According to tradition, before the renovation, this is where the room was in which, in 1755, Johann Wolfgang Goethe was born. „Am 28. August 1749, mittags mit dem Glockenschlage zwölf, kam ich in Frankfurt am Main auf die Welt“.
This is how Johann Wolfgang Goethe begins the story of his life in Poetry and Truth and reports further that the birth was very difficult. Only after long efforts could the half-dead newborn be revived. As a result, Goethe’s grandfather, the town mayor Textor, had the Frankfurt midwives trained in obstetrics.
During the refurnishing of the Goethe House in the 19th century this space was made into a memorial room. Today there are no beds in the furnishings of the Goethe House. Beds with curtains on all sides were typical of the 18th century, but there were also simple models. Also absent today is a toilet, which was located in the courtyard.

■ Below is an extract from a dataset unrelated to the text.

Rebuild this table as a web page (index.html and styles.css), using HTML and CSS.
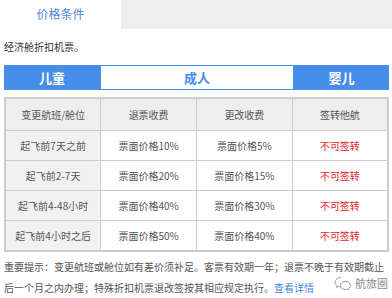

Goethe’s Poetry and Truth. From My Life begins with a glance at the stars:
It was on the 28th of August, 1749, at the stroke of twelve noon, that I came into the world in Frankfurt on the Main. The constellation was auspicious: the Sun was in Virgo and at its culmination for the day. Jupiter and Venus looked amicably upon it, and Mercury was not hostile. Saturn and Mars maintained indifference. Only the Moon, just then becoming full, was in a position to exert adverse force, because its planetary hour had begun. It did, indeed, resist my birth, which did not take place until this hour had passed.